For all practical purposes, the Church that for centuries stood at the center of the world’s great art, literature and intellectual conversation has vanished and it’s time to bring her back, said Barbara Nicolosi, a screenwriter, script consultant and founder of training and mentoring programs for Christians interested in media and entertainment careers.
Nicolosi will offer a roadmap for rediscovering Catholic sensibilities in art, literature and beauty when she speaks at the Living the Catholic Faith Conference March 1-2 at the Colorado Convention Center.
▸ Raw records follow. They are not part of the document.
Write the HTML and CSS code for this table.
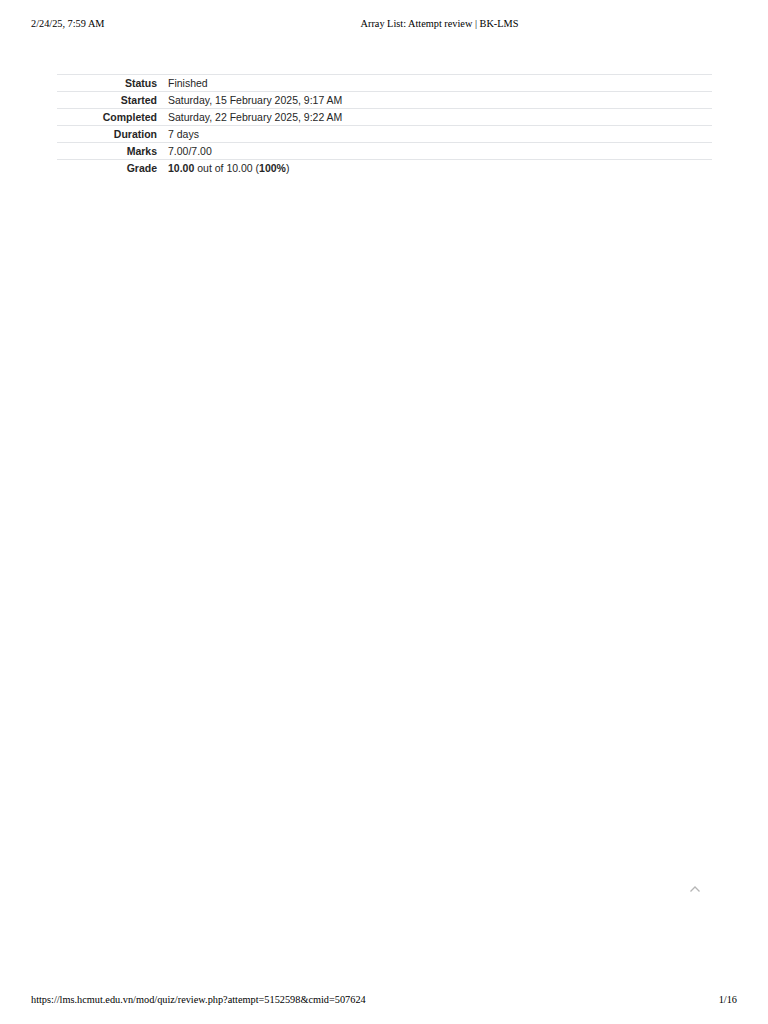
FILE: index.html
```html
<!DOCTYPE html>
<html>
<head>
<meta charset="utf-8">
<link rel="stylesheet" href="styles.css">
</head>
<body>
<div class="page">
  <header class="print-head">
    <span class="date">2/24/25, 7:59 AM</span>
    <span class="title">Array List: Attempt review | BK-LMS</span>
  </header>
  <main class="content">
    <table class="summary">
      <tbody>
        <tr><th>Status</th><td>Finished</td></tr>
        <tr><th>Started</th><td>Saturday, 15 February 2025, 9:17 AM</td></tr>
        <tr><th>Completed</th><td>Saturday, 22 February 2025, 9:22 AM</td></tr>
        <tr><th>Duration</th><td>7 days</td></tr>
        <tr><th>Marks</th><td>7.00/7.00</td></tr>
        <tr><th>Grade</th><td><b>10.00</b> out of 10.00 (<b>100%</b>)</td></tr>
      </tbody>
    </table>
    <div class="to-top">
      <svg width="12" height="8" viewBox="0 0 12 8"><path d="M1.5 6.5 L6 2 L10.5 6.5" fill="none" stroke="#b5b5b5" stroke-width="1.3"/></svg>
    </div>
  </main>
  <footer class="print-foot">
    <span class="url">https://lms.hcmut.edu.vn/mod/quiz/review.php?attempt=5152598&amp;cmid=507624</span>
    <span class="pages">1/16</span>
  </footer>
</div>
</body>
</html>
```

FILE: styles.css
```css
html, body {
  margin: 0;
  padding: 0;
  background: #fff;
}
.page {
  width: 768px;
  height: 1024px;
  display: flex;
  flex-direction: column;
  box-sizing: border-box;
}
.print-head {
  display: flex;
  height: 16px;
  margin-top: 16px;
  padding: 0 0 0 31px;
  font-family: "Liberation Serif", serif;
  font-size: 10.3px;
  color: #000;
  line-height: 16px;
}
.print-head .title {
  margin-left: 256px;
}
.content {
  flex: 1;
  display: flex;
  flex-direction: column;
  padding: 42px 56px 0 57px;
  position: relative;
}
.summary {
  width: 655px;
  border-collapse: collapse;
  font-family: "Liberation Sans", Arial, sans-serif;
  font-size: 10.5px;
  color: #262626;
}
.summary tr {
  height: 17px;
  border-top: 1px solid #e3e5e8;
}
.summary th {
  width: 100px;
  text-align: right;
  font-weight: bold;
  padding: 0 10px 1px 0;
  white-space: nowrap;
}
.summary td {
  padding: 0 0 1px 1px;
  text-align: left;
}
.to-top {
  position: absolute;
  left: 689px;
  top: 853px;
  width: 12px;
  height: 8px;
  display: flex;
}
.print-foot {
  display: flex;
  justify-content: space-between;
  height: 16px;
  margin-bottom: 16px;
  padding: 0 31px 0 31px;
  font-family: "Liberation Serif", serif;
  font-size: 10.3px;
  line-height: 16px;
  color: #000;
}
```
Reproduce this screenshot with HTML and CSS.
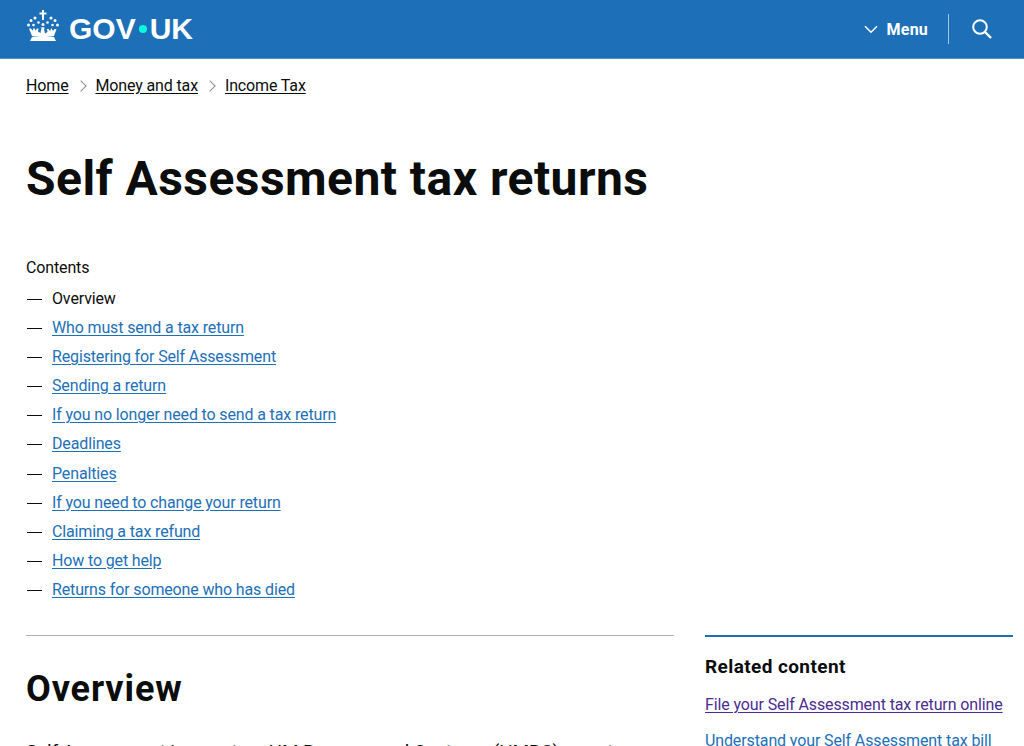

Nicolosi founded the Act One program, which trains Christians for careers in the media and entertainment industries. She is also launching a bachelor of fine arts degree program at Azusa Pacific University, where she heads the Galileo Studio, an online think tank that utilizes 3D video.
An artistic ghetto
For decades, Nicolosi asserts, Catholics have been holed up in their own artistic ghetto, driven there by an aggressively hostile secular culture. However, by sitting on the sidelines, Catholics are also responsible for letting the culture get as bad as it is, she said. The effect has been to create a subculture of artistic mediocrity, where Catholics
are content to edify one another, rather than enter the worldly arena of art and ideas—where throughout the centuries, the Church always took a central role.
“We have to take responsibility for the fact we created our own little bubble,” Nicolosi said in an interview with the Denver Catholic Register.
“The Church used to be made of sterner stuff when it came to the arts,” she continued. “(Now), people are clamoring for ‘safe’ when nothing is safe about being a disciple. It’s time we man up. These are very dark times.”
Why is the Church a virtually nonexistent contributor to the mainstream culture? Nicolosi
cites two culprits: when it comes to artistic efforts, Catholics are by and large cheap, and they lack professionalism. She recalled a meeting of qualified, high powered Catholic investors who were weighing whether to back a movie project for a Christian production company.
“One lady raised her hand—now, these are investors of quite considerable means—and she asks, ‘What can we get for $10,000?” In other words, they took the nickel and dime approach.
Send in the pros
As for Catholic professionalism? She argues that the Church needs to encourage a higher quality of artistic representation. Great faith cannot make up for lack of talent. “We don’t have enough emphasis on craft and professionalism when using the media,” she said. “I know many media projects hire somebody in media production because they are devout—not because they know what they’re doing.”
Among her solutions? “What we have to do is send people who are professionally trained and have their act together into mainstream media and entertainment—don’t send them into little, Catholic, underfunded efforts on the side.”
Her program, Act One, is dedicated to training Catholics to enter the arena. But despite the dark times, she has hope.
“The Holy Spirit provides special gifts for every special time,” she said. “Since these times are so desperate, and since God wants everyone to be saved, I think we’re going to see a flowering in the Church with very beautiful gifts.”